Leave the pictures out, and retype all of the material exactly as written.

--------------------------------------------------

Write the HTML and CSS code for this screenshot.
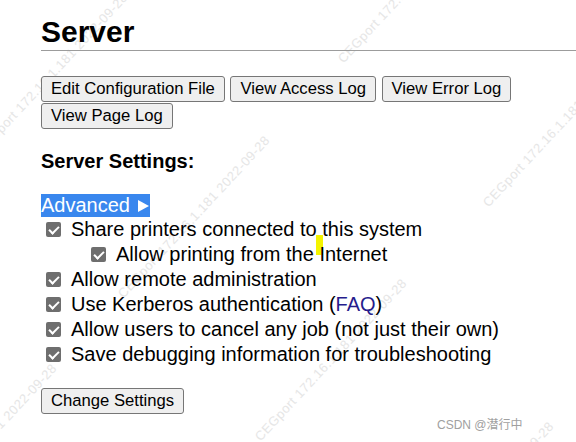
FILE: index.html
```html
<!DOCTYPE html>
<html lang="en">
<head>
<meta charset="utf-8">
<title>Server - CUPS</title>
<link rel="stylesheet" href="styles.css">
</head>
<body>
<div class="watermarks" aria-hidden="true">
  <span class="wm wm-a">CEGport 172.16.1.181 2022-09-28</span>
  <span class="wm wm-b">CEGport 172.16.1.181 2022-09-28</span>
  <span class="wm wm-c">CEGport 172.16.1.181 2022-09-28</span>
  <span class="wm wm-d">CEGport 172.16.1.181 2022-09-28</span>
  <span class="wm wm-e">CEGport 172.16.1.181 2022-09-28</span>
  <span class="wm wm-f">CEGport 172.16.1.181 2022-09-28</span>
  <span class="wm wm-g">CEGport 172.16.1.181 2022-09-28</span>
</div>
<span class="cursor-mark" aria-hidden="true"></span>
<main class="page">
  <h1 class="title">Server</h1>
  <div class="actions">
    <button class="btn" type="button">Edit Configuration File</button>
    <button class="btn" type="button">View Access Log</button>
    <button class="btn" type="button">View Error Log</button>
    <button class="btn" type="button">View Page Log</button>
  </div>
  <h2 class="section">Server Settings:</h2>
  <form class="settings">
    <div class="advanced">
      <span class="adv-label">Advanced<svg class="adv-arrow" width="11" height="12" viewBox="0 0 11 12"><path d="M0 0 L11 6 L0 12 Z" fill="#fff"/></svg></span>
    </div>
    <label class="opt"><input class="cb" type="checkbox" checked><span>Share printers connected to this system</span></label>
    <label class="opt indent"><input class="cb" type="checkbox" checked><span>Allow printing from the Internet</span></label>
    <label class="opt"><input class="cb" type="checkbox" checked><span>Allow remote administration</span></label>
    <label class="opt"><input class="cb" type="checkbox" checked><span>Use Kerberos authentication (<a class="faq" href="#">FAQ</a>)</span></label>
    <label class="opt"><input class="cb" type="checkbox" checked><span>Allow users to cancel any job (not just their own)</span></label>
    <label class="opt"><input class="cb" type="checkbox" checked><span>Save debugging information for troubleshooting</span></label>
    <div class="submit-row">
      <button class="btn" type="button">Change Settings</button>
    </div>
  </form>
</main>
<div class="csdn">CSDN @潜行中</div>
</body>
</html>
```
FILE: styles.css
```css
* { box-sizing: border-box; }

html, body { margin: 0; padding: 0; }

body {
  position: relative;
  width: 576px;
  height: 442px;
  overflow: hidden;
  background: #ffffff;
  color: #000000;
  font-family: "Liberation Sans", Arial, sans-serif;
  font-size: 20px;
}

.watermarks {
  position: absolute;
  inset: 0;
  overflow: hidden;
  z-index: 0;
  pointer-events: none;
}

.wm {
  position: absolute;
  white-space: nowrap;
  font-family: "Liberation Sans", Arial, sans-serif;
  font-size: 13px;
  line-height: 13px;
  letter-spacing: 0.5px;
  color: #e6e6e6;
  transform-origin: 0 100%;
  transform: rotate(-47deg);
}
.wm-a { left: -17px; top: 144px; }
.wm-b { left: 345px; top: 52px; }
.wm-c { left: 490px; top: 196px; }
.wm-d { left: 125px; top: 287px; }
.wm-e { left: 262px; top: 430px; }
.wm-f { left: -88px; top: 515px; }
.wm-g { left: 409px; top: 573px; }

.cursor-mark {
  position: absolute;
  left: 316px;
  top: 235px;
  width: 7px;
  height: 20px;
  background: #f4f400;
  z-index: 0;
}

.page {
  position: relative;
  z-index: 1;
  padding: 15px 0 0 41px;
}

.title {
  margin: 0;
  padding-bottom: 1px;
  font-size: 30px;
  font-weight: bold;
  line-height: 34px;
  border-bottom: 1px solid #9c9c9c;
}

.actions {
  display: flex;
  flex-wrap: wrap;
  gap: 1px 5.5px;
  margin-top: 25px;
}

.btn {
  height: 26px;
  padding: 0 9px;
  border: 1px solid #767676;
  border-radius: 3px;
  background: #efefef;
  color: #000000;
  font-family: "Liberation Sans", Arial, sans-serif;
  font-size: 16.67px;
  line-height: 24px;
}

.section {
  margin: 21px 0 21px;
  font-size: 20px;
  font-weight: bold;
  line-height: 23px;
}

.settings {
  margin: 0;
}

.advanced {
  display: flex;
  height: 23px;
}

.adv-label {
  display: inline-flex;
  align-items: center;
  gap: 8px;
  padding-right: 1px;
  height: 23px;
  line-height: 23px;
  background: #3987ee;
  color: #ffffff;
}

.adv-arrow {
  display: block;
}

.opt {
  display: flex;
  align-items: center;
  height: 25px;
  line-height: 25px;
  white-space: nowrap;
}

.opt.indent {
  padding-left: 45px;
}

.cb {
  appearance: none;
  -webkit-appearance: none;
  position: relative;
  flex: none;
  width: 15px;
  height: 15px;
  margin: 0 10px 0 5px;
  border-radius: 2px;
  background: #6e6e6e;
}

.cb:checked::after {
  content: "";
  position: absolute;
  left: 5px;
  top: 2px;
  width: 4px;
  height: 8px;
  border-right: 2px solid #ffffff;
  border-bottom: 2px solid #ffffff;
  transform: rotate(45deg);
}

.faq {
  color: #261c8c;
  text-decoration: none;
}

.submit-row {
  margin-top: 21px;
}

.csdn {
  position: absolute;
  left: 437px;
  top: 417px;
  z-index: 2;
  font-family: "Liberation Sans", "Noto Sans CJK SC", sans-serif;
  font-size: 12px;
  line-height: 16px;
  color: #a0a0a0;
  white-space: nowrap;
}
```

--------------------------------------------------

Correct output:
Write the HTML and CSS code for this screenshot.
FILE: index.html
```html
<!DOCTYPE html>
<html lang="en">
<head>
<meta charset="utf-8">
<title>Server - CUPS</title>
<link rel="stylesheet" href="styles.css">
</head>
<body>
<div class="watermarks" aria-hidden="true">
  <span class="wm wm-a">CEGport 172.16.1.181 2022-09-28</span>
  <span class="wm wm-b">CEGport 172.16.1.181 2022-09-28</span>
  <span class="wm wm-c">CEGport 172.16.1.181 2022-09-28</span>
  <span class="wm wm-d">CEGport 172.16.1.181 2022-09-28</span>
  <span class="wm wm-e">CEGport 172.16.1.181 2022-09-28</span>
  <span class="wm wm-f">CEGport 172.16.1.181 2022-09-28</span>
  <span class="wm wm-g">CEGport 172.16.1.181 2022-09-28</span>
</div>
<span class="cursor-mark" aria-hidden="true"></span>
<main class="page">
  <h1 class="title">Server</h1>
  <div class="actions">
    <button class="btn" type="button">Edit Configuration File</button>
    <button class="btn" type="button">View Access Log</button>
    <button class="btn" type="button">View Error Log</button>
    <button class="btn" type="button">View Page Log</button>
  </div>
  <h2 class="section">Server Settings:</h2>
  <form class="settings">
    <div class="advanced">
      <span class="adv-label">Advanced<svg class="adv-arrow" width="11" height="12" viewBox="0 0 11 12"><path d="M0 0 L11 6 L0 12 Z" fill="#fff"/></svg></span>
    </div>
    <label class="opt"><input class="cb" type="checkbox" checked><span>Share printers connected to this system</span></label>
    <label class="opt indent"><input class="cb" type="checkbox" checked><span>Allow printing from the Internet</span></label>
    <label class="opt"><input class="cb" type="checkbox" checked><span>Allow remote administration</span></label>
    <label class="opt"><input class="cb" type="checkbox" checked><span>Use Kerberos authentication (<a class="faq" href="#">FAQ</a>)</span></label>
    <label class="opt"><input class="cb" type="checkbox" checked><span>Allow users to cancel any job (not just their own)</span></label>
    <label class="opt"><input class="cb" type="checkbox" checked><span>Save debugging information for troubleshooting</span></label>
    <div class="submit-row">
      <button class="btn" type="button">Change Settings</button>
    </div>
  </form>
</main>
<div class="csdn">CSDN @潜行中</div>
</body>
</html>
```
FILE: styles.css
```css
* { box-sizing: border-box; }

html, body { margin: 0; padding: 0; }

body {
  position: relative;
  width: 576px;
  height: 442px;
  overflow: hidden;
  background: #ffffff;
  color: #000000;
  font-family: "Liberation Sans", Arial, sans-serif;
  font-size: 20px;
}

.watermarks {
  position: absolute;
  inset: 0;
  overflow: hidden;
  z-index: 0;
  pointer-events: none;
}

.wm {
  position: absolute;
  white-space: nowrap;
  font-family: "Liberation Sans", Arial, sans-serif;
  font-size: 13px;
  line-height: 13px;
  letter-spacing: 0.5px;
  color: #e6e6e6;
  transform-origin: 0 100%;
  transform: rotate(-47deg);
}
.wm-a { left: -17px; top: 144px; }
.wm-b { left: 345px; top: 52px; }
.wm-c { left: 490px; top: 196px; }
.wm-d { left: 125px; top: 287px; }
.wm-e { left: 262px; top: 430px; }
.wm-f { left: -88px; top: 515px; }
.wm-g { left: 409px; top: 573px; }

.cursor-mark {
  position: absolute;
  left: 316px;
  top: 235px;
  width: 7px;
  height: 20px;
  background: #f4f400;
  z-index: 0;
}

.page {
  position: relative;
  z-index: 1;
  padding: 15px 0 0 41px;
}

.title {
  margin: 0;
  padding-bottom: 1px;
  font-size: 30px;
  font-weight: bold;
  line-height: 34px;
  border-bottom: 1px solid #9c9c9c;
}

.actions {
  display: flex;
  flex-wrap: wrap;
  gap: 1px 5.5px;
  margin-top: 25px;
}

.btn {
  height: 26px;
  padding: 0 9px;
  border: 1px solid #767676;
  border-radius: 3px;
  background: #efefef;
  color: #000000;
  font-family: "Liberation Sans", Arial, sans-serif;
  font-size: 16.67px;
  line-height: 24px;
}

.section {
  margin: 21px 0 21px;
  font-size: 20px;
  font-weight: bold;
  line-height: 23px;
}

.settings {
  margin: 0;
}

.advanced {
  display: flex;
  height: 23px;
}

.adv-label {
  display: inline-flex;
  align-items: center;
  gap: 8px;
  padding-right: 1px;
  height: 23px;
  line-height: 23px;
  background: #3987ee;
  color: #ffffff;
}

.adv-arrow {
  display: block;
}

.opt {
  display: flex;
  align-items: center;
  height: 25px;
  line-height: 25px;
  white-space: nowrap;
}

.opt.indent {
  padding-left: 45px;
}

.cb {
  appearance: none;
  -webkit-appearance: none;
  position: relative;
  flex: none;
  width: 15px;
  height: 15px;
  margin: 0 10px 0 5px;
  border-radius: 2px;
  background: #6e6e6e;
}

.cb:checked::after {
  content: "";
  position: absolute;
  left: 5px;
  top: 2px;
  width: 4px;
  height: 8px;
  border-right: 2px solid #ffffff;
  border-bottom: 2px solid #ffffff;
  transform: rotate(45deg);
}

.faq {
  color: #261c8c;
  text-decoration: none;
}

.submit-row {
  margin-top: 21px;
}

.csdn {
  position: absolute;
  left: 437px;
  top: 417px;
  z-index: 2;
  font-family: "Liberation Sans", "Noto Sans CJK SC", sans-serif;
  font-size: 12px;
  line-height: 16px;
  color: #a0a0a0;
  white-space: nowrap;
}
```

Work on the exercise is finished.